Goal >>
Keep only those lines of the records that include the string "page".

Materials provided >>
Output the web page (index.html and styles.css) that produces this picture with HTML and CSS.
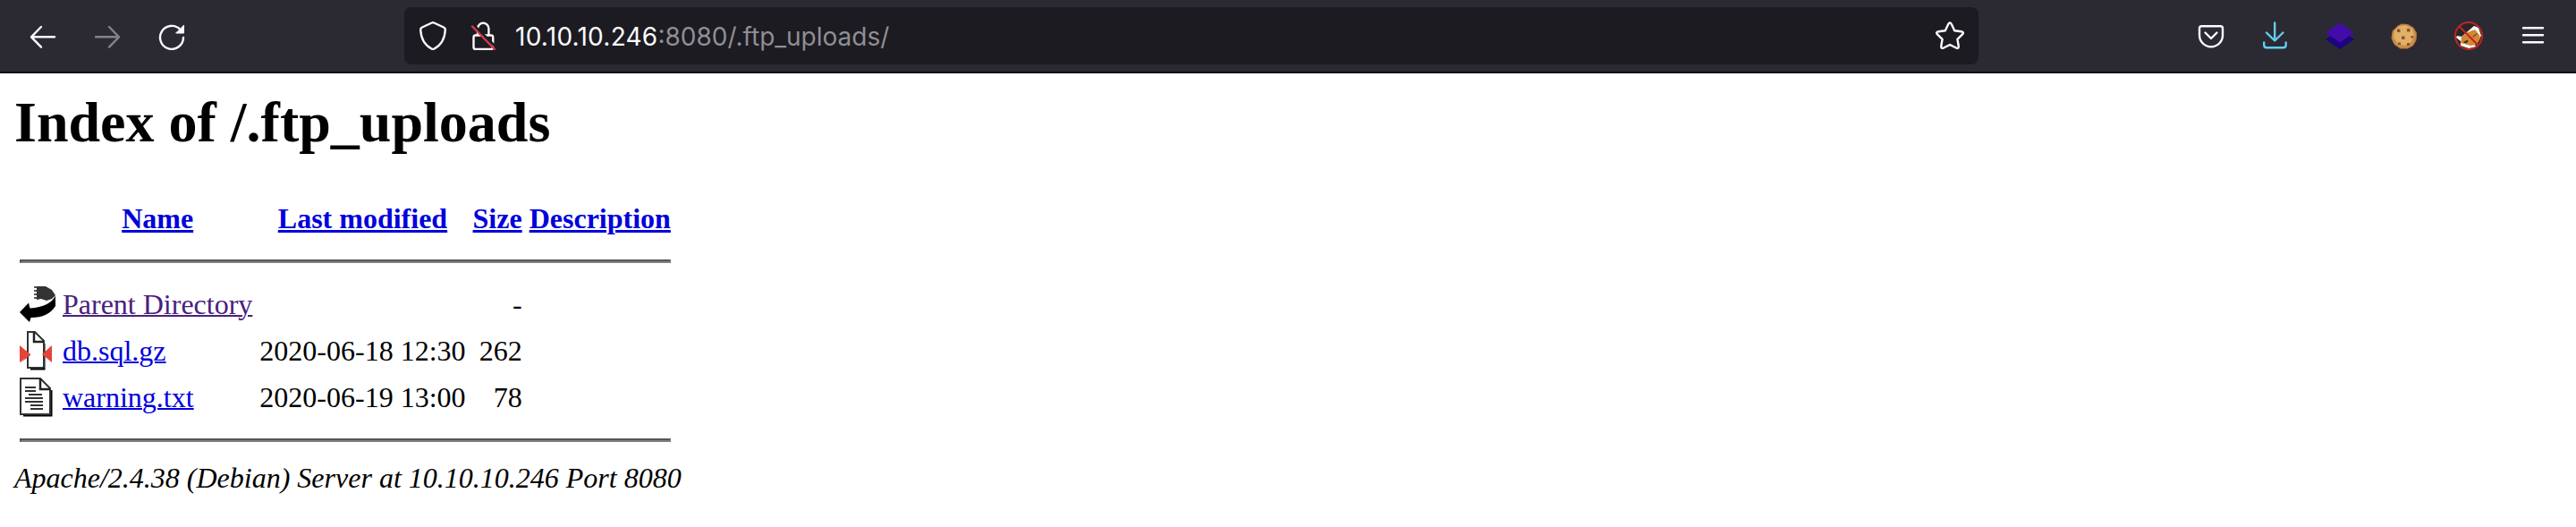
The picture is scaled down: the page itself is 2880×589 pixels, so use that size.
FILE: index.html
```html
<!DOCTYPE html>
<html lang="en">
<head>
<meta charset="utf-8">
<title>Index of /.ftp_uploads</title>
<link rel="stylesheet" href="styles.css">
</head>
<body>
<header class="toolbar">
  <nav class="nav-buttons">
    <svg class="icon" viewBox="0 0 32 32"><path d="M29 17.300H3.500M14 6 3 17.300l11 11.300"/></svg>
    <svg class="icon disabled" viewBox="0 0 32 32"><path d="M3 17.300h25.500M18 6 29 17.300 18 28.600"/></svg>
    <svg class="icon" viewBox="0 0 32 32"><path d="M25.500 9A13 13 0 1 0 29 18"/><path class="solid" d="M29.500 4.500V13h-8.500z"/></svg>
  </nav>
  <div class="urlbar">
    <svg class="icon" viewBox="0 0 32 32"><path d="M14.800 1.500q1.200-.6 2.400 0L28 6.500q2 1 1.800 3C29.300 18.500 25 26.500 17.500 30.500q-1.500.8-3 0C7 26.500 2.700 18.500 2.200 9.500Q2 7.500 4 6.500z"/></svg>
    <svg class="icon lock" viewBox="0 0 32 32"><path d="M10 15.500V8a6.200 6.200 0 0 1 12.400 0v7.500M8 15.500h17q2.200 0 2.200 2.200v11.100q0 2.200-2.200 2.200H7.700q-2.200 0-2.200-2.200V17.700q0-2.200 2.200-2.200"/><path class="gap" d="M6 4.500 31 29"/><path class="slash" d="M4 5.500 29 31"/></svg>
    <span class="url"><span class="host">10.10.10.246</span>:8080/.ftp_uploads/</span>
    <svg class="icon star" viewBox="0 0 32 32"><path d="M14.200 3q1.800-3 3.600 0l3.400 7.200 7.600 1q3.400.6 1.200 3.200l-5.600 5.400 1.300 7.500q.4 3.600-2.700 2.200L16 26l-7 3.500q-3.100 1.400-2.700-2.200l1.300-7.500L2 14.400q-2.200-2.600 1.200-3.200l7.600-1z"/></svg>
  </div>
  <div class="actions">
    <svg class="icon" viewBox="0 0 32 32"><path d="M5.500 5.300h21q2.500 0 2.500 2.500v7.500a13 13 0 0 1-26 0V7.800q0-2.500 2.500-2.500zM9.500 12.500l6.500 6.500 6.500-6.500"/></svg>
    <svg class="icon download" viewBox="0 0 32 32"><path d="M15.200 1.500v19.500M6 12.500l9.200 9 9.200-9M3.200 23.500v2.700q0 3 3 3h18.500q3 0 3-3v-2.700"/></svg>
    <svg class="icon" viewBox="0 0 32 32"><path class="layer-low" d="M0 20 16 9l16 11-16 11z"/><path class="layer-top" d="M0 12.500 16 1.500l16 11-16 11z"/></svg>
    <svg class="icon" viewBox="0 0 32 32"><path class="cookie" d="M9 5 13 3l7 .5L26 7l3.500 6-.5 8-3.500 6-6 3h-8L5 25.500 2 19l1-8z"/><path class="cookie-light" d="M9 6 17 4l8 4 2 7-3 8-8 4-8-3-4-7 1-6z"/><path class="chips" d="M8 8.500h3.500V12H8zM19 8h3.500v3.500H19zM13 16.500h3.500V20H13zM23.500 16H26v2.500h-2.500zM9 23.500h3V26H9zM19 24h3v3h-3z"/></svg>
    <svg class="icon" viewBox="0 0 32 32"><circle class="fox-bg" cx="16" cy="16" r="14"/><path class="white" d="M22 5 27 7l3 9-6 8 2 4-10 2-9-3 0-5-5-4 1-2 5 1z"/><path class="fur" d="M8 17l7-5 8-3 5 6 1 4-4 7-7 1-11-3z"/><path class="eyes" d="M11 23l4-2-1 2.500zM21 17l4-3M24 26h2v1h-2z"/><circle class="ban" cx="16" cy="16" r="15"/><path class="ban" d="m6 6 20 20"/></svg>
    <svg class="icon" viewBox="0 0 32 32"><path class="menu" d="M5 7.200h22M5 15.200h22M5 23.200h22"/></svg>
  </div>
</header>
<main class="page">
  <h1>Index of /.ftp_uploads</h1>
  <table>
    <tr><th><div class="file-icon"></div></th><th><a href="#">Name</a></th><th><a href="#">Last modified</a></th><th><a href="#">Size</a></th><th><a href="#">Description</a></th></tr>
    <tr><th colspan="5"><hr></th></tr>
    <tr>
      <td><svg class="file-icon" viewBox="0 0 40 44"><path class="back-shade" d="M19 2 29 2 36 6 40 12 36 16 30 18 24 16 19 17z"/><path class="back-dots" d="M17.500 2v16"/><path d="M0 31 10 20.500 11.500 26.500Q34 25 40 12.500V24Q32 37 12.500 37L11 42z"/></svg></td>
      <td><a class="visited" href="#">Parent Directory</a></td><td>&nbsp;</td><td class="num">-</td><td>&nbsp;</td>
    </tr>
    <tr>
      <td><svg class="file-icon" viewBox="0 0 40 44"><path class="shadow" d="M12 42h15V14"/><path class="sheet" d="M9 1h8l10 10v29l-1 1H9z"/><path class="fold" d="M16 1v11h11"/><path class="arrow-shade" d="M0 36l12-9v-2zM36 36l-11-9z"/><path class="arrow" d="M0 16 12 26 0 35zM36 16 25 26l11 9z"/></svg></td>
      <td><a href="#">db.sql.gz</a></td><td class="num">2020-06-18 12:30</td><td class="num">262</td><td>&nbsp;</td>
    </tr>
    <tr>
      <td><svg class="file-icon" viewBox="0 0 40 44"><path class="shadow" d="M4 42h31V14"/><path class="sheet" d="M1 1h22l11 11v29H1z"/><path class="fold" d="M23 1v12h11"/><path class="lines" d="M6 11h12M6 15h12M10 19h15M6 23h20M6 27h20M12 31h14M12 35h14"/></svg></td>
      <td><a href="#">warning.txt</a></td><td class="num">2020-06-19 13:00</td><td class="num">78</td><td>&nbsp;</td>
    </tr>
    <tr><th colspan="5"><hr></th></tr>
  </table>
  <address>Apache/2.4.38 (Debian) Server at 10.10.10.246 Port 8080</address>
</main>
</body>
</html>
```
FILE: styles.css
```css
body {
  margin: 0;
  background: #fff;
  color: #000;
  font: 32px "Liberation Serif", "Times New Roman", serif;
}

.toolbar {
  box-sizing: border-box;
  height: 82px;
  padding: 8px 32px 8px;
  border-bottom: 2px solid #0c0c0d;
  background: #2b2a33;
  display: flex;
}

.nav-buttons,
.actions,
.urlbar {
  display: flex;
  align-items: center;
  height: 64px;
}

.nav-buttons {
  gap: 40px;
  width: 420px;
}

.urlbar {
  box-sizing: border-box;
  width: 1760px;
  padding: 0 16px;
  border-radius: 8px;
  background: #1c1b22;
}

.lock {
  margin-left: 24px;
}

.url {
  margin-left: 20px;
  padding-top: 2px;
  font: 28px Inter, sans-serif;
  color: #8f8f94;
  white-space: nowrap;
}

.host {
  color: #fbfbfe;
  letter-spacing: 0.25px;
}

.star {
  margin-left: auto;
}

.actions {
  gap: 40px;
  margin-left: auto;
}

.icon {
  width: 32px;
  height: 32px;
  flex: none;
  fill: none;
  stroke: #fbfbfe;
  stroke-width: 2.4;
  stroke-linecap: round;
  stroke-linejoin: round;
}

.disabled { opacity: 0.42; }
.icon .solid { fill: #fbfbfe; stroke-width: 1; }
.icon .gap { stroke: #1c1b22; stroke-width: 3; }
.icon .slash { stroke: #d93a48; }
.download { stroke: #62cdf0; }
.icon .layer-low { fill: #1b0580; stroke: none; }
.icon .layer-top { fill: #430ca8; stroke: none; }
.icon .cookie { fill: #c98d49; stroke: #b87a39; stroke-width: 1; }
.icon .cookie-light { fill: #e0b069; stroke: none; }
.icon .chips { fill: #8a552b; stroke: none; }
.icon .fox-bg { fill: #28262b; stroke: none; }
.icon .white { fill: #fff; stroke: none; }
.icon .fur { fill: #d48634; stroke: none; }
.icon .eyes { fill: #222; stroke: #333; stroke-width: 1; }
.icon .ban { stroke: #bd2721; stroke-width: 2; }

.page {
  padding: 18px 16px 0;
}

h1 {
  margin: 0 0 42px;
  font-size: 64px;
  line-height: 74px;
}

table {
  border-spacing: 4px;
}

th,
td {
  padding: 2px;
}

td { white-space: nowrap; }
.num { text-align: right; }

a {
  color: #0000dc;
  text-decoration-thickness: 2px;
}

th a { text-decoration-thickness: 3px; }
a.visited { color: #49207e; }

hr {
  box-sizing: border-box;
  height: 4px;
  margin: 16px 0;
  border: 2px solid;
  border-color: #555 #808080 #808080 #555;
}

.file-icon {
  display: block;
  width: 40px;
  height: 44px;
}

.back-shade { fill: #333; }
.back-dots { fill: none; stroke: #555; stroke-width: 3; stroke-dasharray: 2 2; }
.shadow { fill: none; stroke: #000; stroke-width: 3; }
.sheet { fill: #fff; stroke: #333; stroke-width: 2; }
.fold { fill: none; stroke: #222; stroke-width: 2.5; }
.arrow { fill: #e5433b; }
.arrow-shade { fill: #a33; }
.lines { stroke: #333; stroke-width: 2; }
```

==

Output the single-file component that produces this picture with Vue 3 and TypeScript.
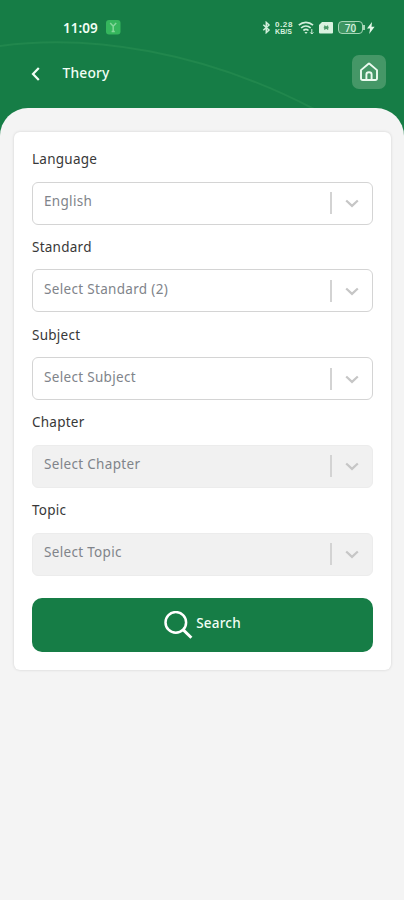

...

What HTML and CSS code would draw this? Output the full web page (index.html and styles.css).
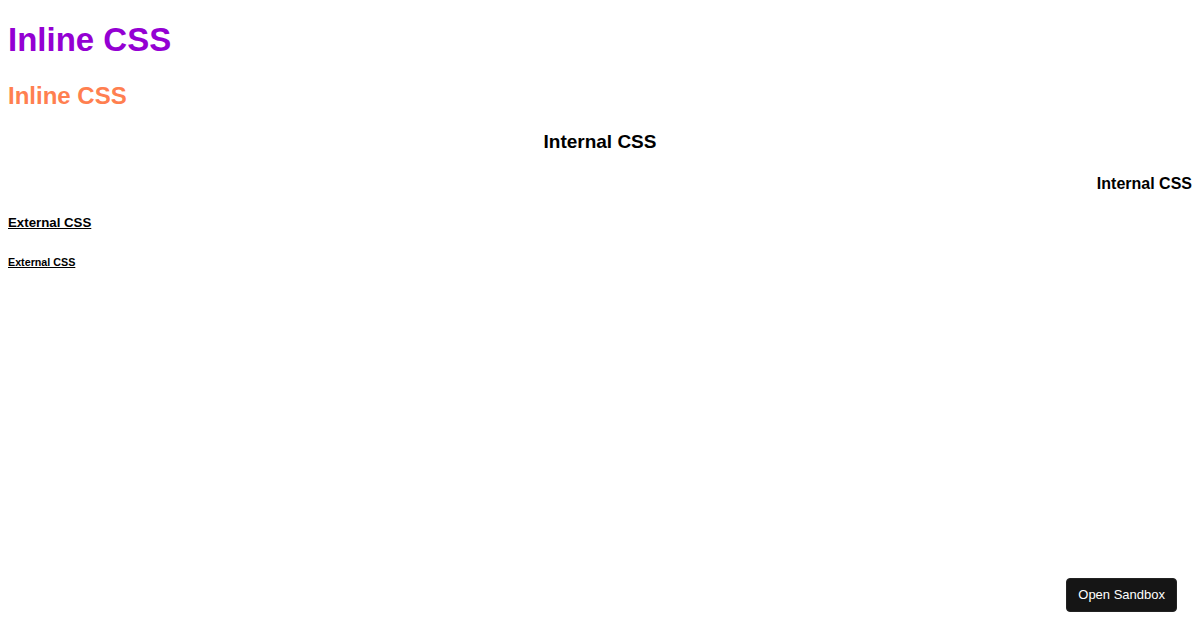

Response below >>
Output the web page (index.html and styles.css) that produces this picture with HTML and CSS.
The picture is scaled down: the page itself is 2880×589 pixels, so use that size.
<main class="page">
.page {
What HTML and CSS code would draw this? Output the full web page (index.html and styles.css).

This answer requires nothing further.